Fig 8 Un ex-libris gravé
Pour finir, j’attire l‘attention des spécialistes sur
l’ex-libris gravé, contrecollé au verso de la page de titre et que je n’ai pas
réussi à identifier. Un bibliophile lyonnais semble-t-il.
Voilà tout pour aujourd’hui, mais si l’un d’entre vous me propose un
exemplaire de l’ouvrage intitulé « Les ordonnances et statutz
faitz aux estas dernierement tenus de par tresredoubté monseigneur le duc de
Savoye avec les autres princes en la cité de Mostier en Tharenteyse, le XV
jour de septembre Mil. CCCCC. XXII, sur quoy supplient les chappitres qui
s'ensuyvent », je vous promets d’écrire une saison 4 !
Bonne
soirée
Textor
(1)
Colophon :
Impressa fuerunt suprascripta Sabaudie statuta (ad exemplar illorum que nuper
Taurini impressa fuerunt per M. F. de Silva) Gebenis per Magistrum Johannem Belot
Anno domini M. D. XII. XXIX. mayi.

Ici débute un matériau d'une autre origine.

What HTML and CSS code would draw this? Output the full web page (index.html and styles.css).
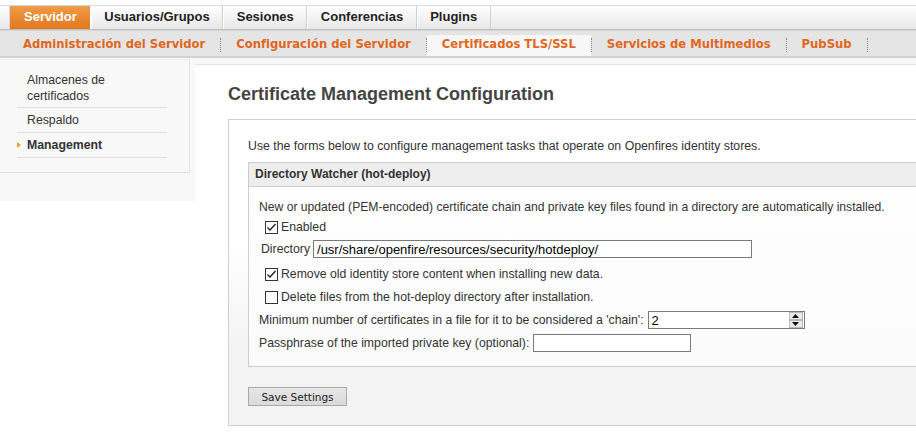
FILE: index.html
```html
<!DOCTYPE html>
<html lang="es">
<head>
<meta charset="utf-8">
<title>Certificate Management Configuration</title>
<link rel="stylesheet" href="styles.css">
</head>
<body>
<div class="topbar">
  <ul class="tabs">
    <li class="tab active">Servidor</li>
    <li class="tab">Usuarios/Grupos</li>
    <li class="tab">Sesiones</li>
    <li class="tab">Conferencias</li>
    <li class="tab">Plugins</li>
  </ul>
</div>
<div class="subnav">
  <a class="sub">Administración del Servidor</a><span class="sep"></span>
  <a class="sub">Configuración del Servidor</a><span class="sep"></span>
  <a class="sub current">Certificados TLS/SSL</a><span class="sep"></span>
  <a class="sub">Servicios de Multimedios</a><span class="sep"></span>
  <a class="sub">PubSub</a><span class="sep"></span>
</div>
<div class="layout">
  <aside class="side-wrap">
    <div class="side">
      <ul class="side-list">
        <li class="side-item first">Almacenes de<br>certificados</li>
        <li class="side-item">Respaldo</li>
        <li class="side-item selected"><span class="arrow"></span>Management</li>
      </ul>
    </div>
  </aside>
  <main class="main">
    <h1 class="title">Certificate Management Configuration</h1>
    <div class="box">
      <p class="intro">Use the forms below to configure management tasks that operate on Openfires identity stores.</p>
      <div class="panel">
        <div class="panel-head">Directory Watcher (hot-deploy)</div>
        <div class="panel-body">
          <div class="row r1">New or updated (PEM-encoded) certificate chain and private key files found in a directory are automatically installed.</div>
          <div class="row r2 cb-row">
            <svg class="cb" width="13" height="13" viewBox="0 0 13 13"><rect x="0.5" y="0.5" width="12" height="12" fill="#fff" stroke="#333"/><path d="M2.5 6.5 L5 9 L10.5 3" fill="none" stroke="#222" stroke-width="1.4"/></svg>
            <span>Enabled</span>
          </div>
          <div class="row r3 dir-row">
            <span class="dir-label">Directory</span>
            <input class="field dir-input" type="text" value="/usr/share/openfire/resources/security/hotdeploy/">
          </div>
          <div class="row r4 cb-row">
            <svg class="cb" width="13" height="13" viewBox="0 0 13 13"><rect x="0.5" y="0.5" width="12" height="12" fill="#fff" stroke="#333"/><path d="M2.5 6.5 L5 9 L10.5 3" fill="none" stroke="#222" stroke-width="1.4"/></svg>
            <span>Remove old identity store content when installing new data.</span>
          </div>
          <div class="row r5 cb-row">
            <svg class="cb" width="13" height="13" viewBox="0 0 13 13"><rect x="0.5" y="0.5" width="12" height="12" fill="#fff" stroke="#333"/></svg>
            <span>Delete files from the hot-deploy directory after installation.</span>
          </div>
          <div class="row r6">
            <span>Minimum number of certificates in a file for it to be considered a 'chain':</span>
            <span class="spinner">
              <input class="spin-input" type="text" value="2">
              <span class="spin-btns">
                <span class="spin-btn"><svg width="7" height="4" viewBox="0 0 7 4"><path d="M0 4 L3.5 0 L7 4 Z" fill="#111"/></svg></span>
                <span class="spin-btn"><svg width="7" height="4" viewBox="0 0 7 4"><path d="M0 0 L3.5 4 L7 0 Z" fill="#111"/></svg></span>
              </span>
            </span>
          </div>
          <div class="row r7">
            <span>Passphrase of the imported private key (optional):</span>
            <input class="field pass-input" type="password" value="">
          </div>
        </div>
      </div>
      <button class="save" type="button">Save Settings</button>
    </div>
  </main>
</div>
</body>
</html>
```

FILE: styles.css
```css
* { box-sizing: border-box; }
html, body { margin: 0; padding: 0; background: #fff; }
body {
  font-family: "Liberation Sans", Arial, sans-serif;
  font-size: 12px;
  color: #333;
  width: 916px;
  height: 435px;
  overflow: hidden;
}

/* top tabs */
.topbar {
  margin-top: 5px;
  height: 25px;
  border-top: 1px solid #d9d9d9;
  border-bottom: 1px solid #bdbdbd;
  background: linear-gradient(#ffffff, #e8e8e8);
}
.tabs {
  list-style: none;
  margin: 0 0 0 9px;
  padding: 0;
  display: flex;
  height: 23px;
  border-left: 1px solid #d8d8d8;
}
.tab {
  padding: 0 12.5px 0 13.5px;
  font-weight: bold;
  font-size: 13px;
  line-height: 22px;
  color: #222;
  border-right: 1px solid #d0d0d0;
  box-shadow: inset 1px 0 #fff;
}
.tab.active {
  padding: 0 13px 0 14px;
  color: #fff;
  background: linear-gradient(#ef9a48, #e2781e);
  border-right-color: #fff;
  box-shadow: none;
}

/* sub navigation */
.subnav {
  height: 28px;
  display: flex;
  align-items: flex-end;
  padding-left: 8px;
  background: #e5e5e5;
  border-top: 1px solid #d6d6d6;
  border-bottom: 2px solid #d2d2d2;
}
.sub {
  font-family: "DejaVu Sans", Verdana, sans-serif;
  font-weight: bold;
  font-size: 11.6px;
  color: #e2671e;
  padding: 0 15px;
  height: 21px;
  line-height: 19px;
}
.sub.current { background: #f7f7f7; }
.sep {
  width: 0;
  height: 14px;
  border-left: 1px dotted #8a8a8a;
  margin-bottom: 4px;
}

/* layout */
.layout { display: flex; align-items: flex-start; }
.side-wrap {
  width: 195px;
  flex: none;
  background: #f8f8f8;
  padding-bottom: 28px;
}
.side {
  width: 190px;
  border-right: 1px solid #e2e2e2;
  border-bottom: 1px solid #e2e2e2;
  border-top: 1px solid #ececec;
  margin-top: 1px;
  padding: 8px 0 14px 17px;
}
.side-list { list-style: none; margin: 0; padding: 0; width: 150px; }
.side-item {
  position: relative;
  padding: 4px 0 4px 10px;
  line-height: 16px;
  font-size: 12.3px;
  color: #333;
  border-bottom: 1px solid #e0e0e0;
}
.side-item.first { padding-bottom: 3px; }
.side-item.selected { font-weight: bold; }
.arrow {
  position: absolute;
  left: 0;
  top: 9px;
  width: 0;
  height: 0;
  border-top: 3px solid transparent;
  border-bottom: 3px solid transparent;
  border-left: 4px solid #e5a12f;
}

.main {
  flex: 1;
  min-width: 0;
  overflow: hidden;
  padding: 6px 0 0 33px;
  background: linear-gradient(#f8f8f8 0 6px, #e3e3e3 6px 7px, #fff 7px);
  height: 377px;
}
.title {
  margin: 19px 0 0 0;
  font-size: 18px;
  line-height: 22px;
  font-weight: bold;
  color: #444;
}
.box {
  margin-top: 14px;
  width: 740px;
  border: 1px solid #cfcfcf;
  padding: 19px 0 19px 19px;
  background: linear-gradient(#ffffff 40%, #f3f3f3 75%, #f3f3f3);
}
.intro {
  margin: 0 0 8px 0;
  line-height: 15px;
  font-size: 12.3px;
}
.panel {
  border: 1px solid #cdcdcd;
  background: linear-gradient(#ffffff, #fbfbfb);
}
.panel-head {
  height: 24px;
  line-height: 22px;
  padding-left: 6px;
  background: #eeeeee;
  border-bottom: 1px solid #cdcdcd;
  font-weight: bold;
  font-size: 12px;
  color: #333;
}
.panel-body { padding: 10px 0 13px 10px; }
.row {
  display: flex;
  align-items: center;
  font-size: 12.25px;
  white-space: nowrap;
}
.r1 { height: 20px; font-size: 12.15px; }
.r2 { height: 20px; }
.r3 { height: 24px; }
.r4 { height: 26px; }
.r5 { height: 20px; }
.r6 { height: 26px; }
.r7 { height: 20px; }
.cb-row { padding-left: 6px; }
.cb { flex: none; margin-right: 3px; }
.dir-row { padding-left: 2px; }
.dir-label { margin-right: 3px; }
.field {
  font-family: "Liberation Sans", Arial, sans-serif;
  font-size: 13px;
  color: #000;
  border: 1px solid #7a7a7a;
  background: #fff;
  padding: 0 3px;
  margin: 0;
  outline: none;
}
.dir-input { width: 439px; height: 18px; }
.pass-input { width: 158px; height: 18px; margin-left: 4px; }
.spinner {
  display: flex;
  width: 157px;
  height: 18px;
  margin-left: 4px;
  border: 1px solid #7a7a7a;
  background: #fff;
}
.spin-input {
  flex: 1;
  min-width: 0;
  border: 0;
  padding: 0 3px;
  margin: 0;
  font-family: "Liberation Sans", Arial, sans-serif;
  font-size: 13px;
  color: #000;
  background: transparent;
  outline: none;
}
.spin-btns {
  display: flex;
  flex-direction: column;
  width: 14px;
  margin-right: 1px;
}
.spin-btn {
  flex: 1;
  display: flex;
  align-items: center;
  justify-content: center;
  background: #ececec;
  border: 1px solid #b8b8b8;
}
.save {
  margin-top: 20px;
  width: 99px;
  height: 19px;
  padding: 0;
  font-family: "DejaVu Sans", Tahoma, sans-serif;
  font-size: 10.5px;
  color: #222;
  background: linear-gradient(#e6e6e6, #dadada);
  border: 1px solid #a8a8a8;
  display: block;
}
```
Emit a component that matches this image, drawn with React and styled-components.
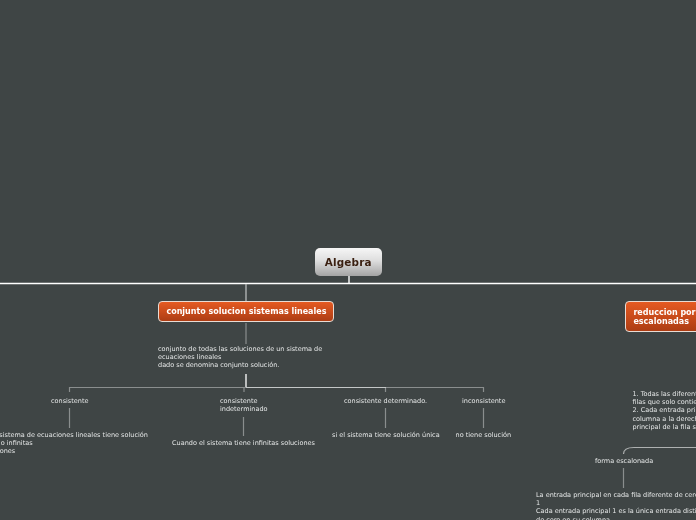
import styled, { createGlobalStyle } from 'styled-components';

const GlobalStyle = createGlobalStyle`
  html, body {
    margin: 0;
    padding: 0;
    background: #3f4545;
    overflow: hidden;
  }
`;

const Canvas = styled.div`
  position: relative;
  width: 696px;
  height: 520px;
  overflow: hidden;
  background: #3f4545;
  font-family: "DejaVu Sans", sans-serif;
`;

const Links = styled.svg`
  position: absolute;
  left: 0;
  top: 0;
`;

// own layer, transparent: text gets grey antialiasing like the map export
const NodeLayer = styled.div`
  position: absolute;
  inset: 0;
  will-change: transform;
`;

const RootNode = styled.div`
  position: absolute;
  left: 314.5px;
  top: 247.5px;
  width: 67.5px;
  height: 28.5px;
  box-sizing: border-box;
  display: flex;
  align-items: center;
  justify-content: center;
  border-radius: 5px;
  background: linear-gradient(#f6f6f6, #dedede 45%, #a4a4a4);
  color: #3a1f10;
  font-size: 10.4px;
  font-weight: bold;
  letter-spacing: 0.2px;
`;

const MainNode = styled.div`
  position: absolute;
  left: ${(p) => p.$x}px;
  top: ${(p) => p.$y}px;
  width: ${(p) => p.$w}px;
  height: ${(p) => p.$h}px;
  box-sizing: border-box;
  padding: 0 0 0 7.4px;
  display: flex;
  align-items: center;
  border: 1px solid #e9dcd4;
  border-radius: 4px;
  background: linear-gradient(#e55a22, #ad3d14);
  color: #fff;
  font-size: 8px;
  font-weight: bold;
  line-height: 9px;
  white-space: pre;
`;

const Note = styled.div`
  position: absolute;
  left: ${(p) => p.$x}px;
  top: ${(p) => p.$y}px;
  color: #e4e6e6;
  font-size: 6.5px;
  line-height: 8.2px;
  white-space: pre;
`;

const App = () => {
  return (
    <Canvas>
      <GlobalStyle />
      <Links width="696" height="520" fill="none">
        <g stroke="#fff" strokeWidth="1">
          <path d="M0 283.5H696" strokeWidth="1.3" />
          <path d="M349 276V284" strokeWidth="1.4" />
          <path d="M246 284V301" stroke="#b9bcbc" strokeWidth="1.3" />
          <path d="M246 374V387.5" strokeWidth="1.3" />
        </g>
        <g stroke="#8a8e8e" strokeWidth="1.2">
          <path d="M246 323V344" />
          <path d="M69.5 392V387.5H483.5V392" />
          <path d="M244 387.5V392" />
          <path d="M385.5 387.5V392" />
          <path d="M69.5 408V428" />
          <path d="M243.5 417V436" />
          <path d="M385.5 408V428" />
          <path d="M483.5 408V428" />
          <path d="M623.5 468V488" />
        </g>
        <path d="M623.5 454C623.5 449.5 627 447.5 634 447.5H696" stroke="#aeb1b1" strokeWidth="1.2" />
        <path d="M246 387.5H386" stroke="#c4c7c7" />
      </Links>

      <NodeLayer>
        <RootNode>Algebra</RootNode>
        <MainNode $x={158} $y={301} $w={176} $h={21}>conjunto solucion sistemas lineales</MainNode>
        <MainNode $x={625} $y={301} $w={100} $h={31}>{'reduccion por\nescalonadas'}</MainNode>

        <Note $x={158} $y={345}>{'conjunto de todas las soluciones de un sistema de\necuaciones lineales\ndado se denomina conjunto solución.'}</Note>
        <Note $x={51} $y={397}>consistente</Note>
        <Note $x={220} $y={397}>{'consistente\nindeterminado'}</Note>
        <Note $x={344} $y={397}>consistente determinado.</Note>
        <Note $x={462} $y={397}>inconsistente</Note>
        <Note $x={-19} $y={431}>{'Si un sistema de ecuaciones lineales tiene solución\núnica o infinitas\nsoluciones'}</Note>
        <Note $x={172} $y={439}>Cuando el sistema tiene infinitas soluciones</Note>
        <Note $x={332} $y={431}>si el sistema tiene solución única</Note>
        <Note $x={455.6} $y={431}>no tiene solución</Note>
        <Note $x={632.4} $y={390}>{'1. Todas las diferentes de cero están arriba de las\nfilas que solo contienen ceros\n2. Cada entrada principal está en una\ncolumna a la derecha de la entrada\nprincipal de la fila superior'}</Note>
        <Note $x={595} $y={457}>forma escalonada</Note>
        <Note $x={536} $y={491}>{'La entrada principal en cada fila diferente de cero es\n1\nCada entrada principal 1 es la única entrada distinta\nde cero en su columna'}</Note>
      </NodeLayer>
    </Canvas>
  );
};

export default App;
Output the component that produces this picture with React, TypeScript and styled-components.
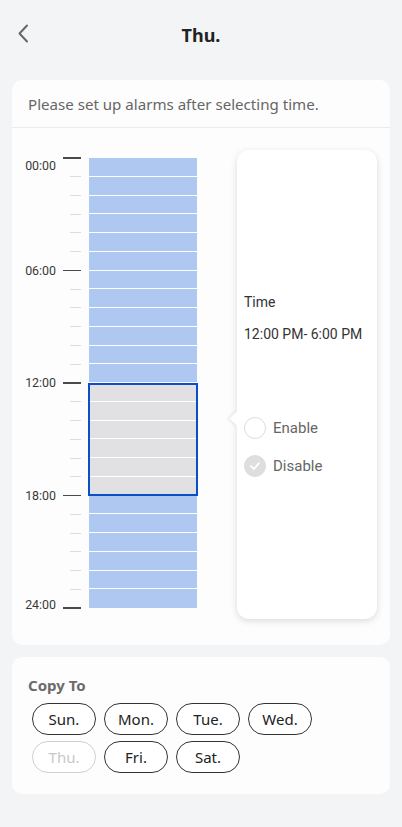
import React, { FC } from 'react'
import styled, { createGlobalStyle } from 'styled-components'

const GlobalStyle = createGlobalStyle`
    html, body { margin: 0; padding: 0; background: #f3f4f6; }
    body { font-family: "Noto Sans", Roboto, "Liberation Sans", sans-serif; }
    * { box-sizing: border-box; }
`

const HOUR = 18.75
const blue = '#afc8f2'

const Page = styled.div`
    width: 402px; min-height: 827px;
    padding: 0 12px 20px;
    background: #f3f4f6;
`

const Header = styled.div`
    height: 70px;
    display: flex; align-items: center; justify-content: center;
    position: relative;
    margin-bottom: 10px;
    h1 {
        margin: 0;
        font-size: 18px; font-weight: 700;
        color: #222;
    }
`

const Back = styled.button`
    position: absolute; left: 2px; top: 24px;
    border: 0; background: none; padding: 0;
    width: 20px; height: 20px;
    display: flex;
`

const Card = styled.div`
    background: #fdfdfd;
    border-radius: 10px;
`

const Hint = styled.div`
    height: 48px;
    padding: 0 16px;
    display: flex; align-items: center;
    font-size: 15.1px; color: #666;
    border-bottom: 1px solid #ececec;
`

const Schedule = styled.div`
    height: 517px;
    display: flex; align-items: flex-start;
`

const Ruler = styled.div`
    margin-top: 29px;
    width: 69px; height: 452px;
    display: flex; flex-direction: column; justify-content: space-between;
`

const TickRow = styled.div<{ major: boolean; shift: number }>`
    height: 1.5px;
    display: flex; align-items: center; justify-content: flex-end;
    position: relative;
    &::after {
        content: '';
        width: ${ p => p.major ? 18 : 11 }px;
        height: ${ p => p.major ? 1.5 : 1 }px;
        background: ${ p => p.major ? '#4a4a4a' : '#dcdcdc' };
    }
    span {
        position: absolute; right: 25px;
        top: ${ p => -8 + p.shift }px;
        font-family: Roboto, sans-serif;
        font-size: 12.4px; line-height: 16px;
        color: #3a3a3a;
    }
`

const Bars = styled.div`
    margin: 30px 0 0 8px;
    width: 108px;
    position: relative;
`

const Slot = styled.div<{ selected: boolean; last: boolean }>`
    height: ${ HOUR }px;
    background: ${ p => p.selected ? '#e1e1e3' : blue };
    border-bottom: ${ p => p.last ? 0 : 1.5 }px solid #fff;
`

const Selection = styled.div`
    position: absolute;
    left: -1px; right: -1px;
    border: 2px solid #0b4fc6;
`

const Popup = styled.div`
    margin: 22px 0 0 40px;
    width: 140px; height: 469px;
    background: #fff;
    border-radius: 12px;
    box-shadow: 0 2px 7px rgba(0, 0, 0, 0.14);
    position: relative;
    display: flex; flex-direction: column; justify-content: center;
    padding: 0 7px;
    font-family: Roboto, sans-serif;
`

const Arrow = styled.div`
    position: absolute; left: -5px;
    width: 11px; height: 11px;
    background: #fff;
    transform: rotate(45deg);
    box-shadow: -2px 2px 3px rgba(0, 0, 0, 0.06);
`

const Label = styled.div<{ gap: number }>`
    font-size: 14px; line-height: 20px;
    color: #333;
    margin-bottom: ${ p => p.gap }px;
`

const Option = styled.div<{ checked: boolean }>`
    display: flex; align-items: center; gap: 7px;
    height: 22px;
    margin-bottom: 16px;
    &:last-child { margin-bottom: 0; }
    font-size: 15px; color: #666;
    .dot {
        width: 22px; height: 22px;
        border-radius: 50%;
        border: 1.5px solid #ddd;
        background: ${ p => p.checked ? '#dedede' : '#fff' };
        display: flex; align-items: center; justify-content: center;
    }
`

const CopyCard = styled(Card)`
    margin-top: 12px;
    padding: 18px 16px 21px;
    h2 {
        margin: 0 0 8px;
        font-size: 15px; line-height: 20px; font-weight: 700;
        color: #6b6b6b;
    }
`

const Chips = styled.div`
    display: grid;
    grid-template-columns: repeat(4, 64px);
    gap: 6px 8px;
    margin-left: 4px;
`

const Chip = styled.button<{ disabled?: boolean }>`
    height: 32px;
    border-radius: 16px;
    border: 1.2px solid ${ p => p.disabled ? '#d0d0d0' : '#333' };
    background: #fff;
    font-family: inherit;
    font-size: 15px;
    color: ${ p => p.disabled ? '#c8c8c8' : '#222' };
    padding: 0;
`

const hours = Array.from({ length: 25 }, (_, i) => i)
const slots = Array.from({ length: 24 }, (_, i) => i)
const days = [ 'Sun.', 'Mon.', 'Tue.', 'Wed.', 'Thu.', 'Fri.', 'Sat.' ]
const selStart = 12, selEnd = 18

const labelFor = (h: number) => h % 6 === 0 ? `${ String(h).padStart(2, '0') }:00` : ''

export const App: FC = () => <Page>
    <GlobalStyle />
    <Header>
        <Back>
            <svg width="20" height="20" viewBox="0 0 20 20">
                <path d="M13 1.5 L5.5 9.5 L13 17.5" fill="none" stroke="#666" strokeWidth="2" strokeLinecap="round" strokeLinejoin="round" />
            </svg>
        </Back>
        <h1>Thu.</h1>
    </Header>
    <Card>
        <Hint>Please set up alarms after selecting time.</Hint>
        <Schedule>
            <Ruler>
                { hours.map(h =>
                    <TickRow key={ h } major={ h % 6 === 0 } shift={ h === 0 ? 9 : h === 24 ? -2 : 1 }>
                        { labelFor(h) && <span>{ labelFor(h) }</span> }
                    </TickRow>
                ) }
            </Ruler>
            <Bars>
                { slots.map(s =>
                    <Slot key={ s } selected={ s >= selStart && s < selEnd } last={ s === 23 } />
                ) }
                <Selection style={{ top: selStart * HOUR, height: (selEnd - selStart) * HOUR + 0.5 }} />
            </Bars>
            <Popup>
                <Arrow style={{ top: ((selStart + selEnd) / 2) * HOUR + 8 - 22 - 4 }} />
                <Label gap={ 12 }>Time</Label>
                <Label gap={ 73 }>12:00 PM- 6:00 PM</Label>
                <Option checked={ false }><div className="dot" />Enable</Option>
                <Option checked={ true }>
                    <div className="dot">
                        <svg width="12" height="12" viewBox="0 0 12 12">
                            <path d="M2 6.2 L5 9 L10 3.2" fill="none" stroke="#fff" strokeWidth="1.8" strokeLinecap="round" strokeLinejoin="round" />
                        </svg>
                    </div>
                    Disable
                </Option>
            </Popup>
        </Schedule>
    </Card>
    <CopyCard>
        <h2>Copy To</h2>
        <Chips>
            { days.map(d => <Chip key={ d } disabled={ d === 'Thu.' }>{ d }</Chip>) }
        </Chips>
    </CopyCard>
</Page>

export default App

Et venalia invenitur in ejus officina ante
Sanctum petrum Gebenis (f.o5r)
(2)
M.Gallieur,
Genève 1855 publié dans le Bulletin de l’Institut Genevois.
(3)
Dufour
et Rabut L’imprimerie, les imprimeurs et les libraires en Savoie du XV au
XIXème siècle, in Mémoires et documents de la Société Savoisienne d’Histoire et
d’Archéologie, Chambéry 1877. Pp. 17-19.
(4)
A.
Babel L’Histoire économique de Genève p 166.
(5)
Cf
Franco Morenzoni, le Prédicateur et l’Inquisiteur – les tribulations de
Baptiste de Mantoue à Genève en 1430. Presse Universitaire de Lyon, 2007.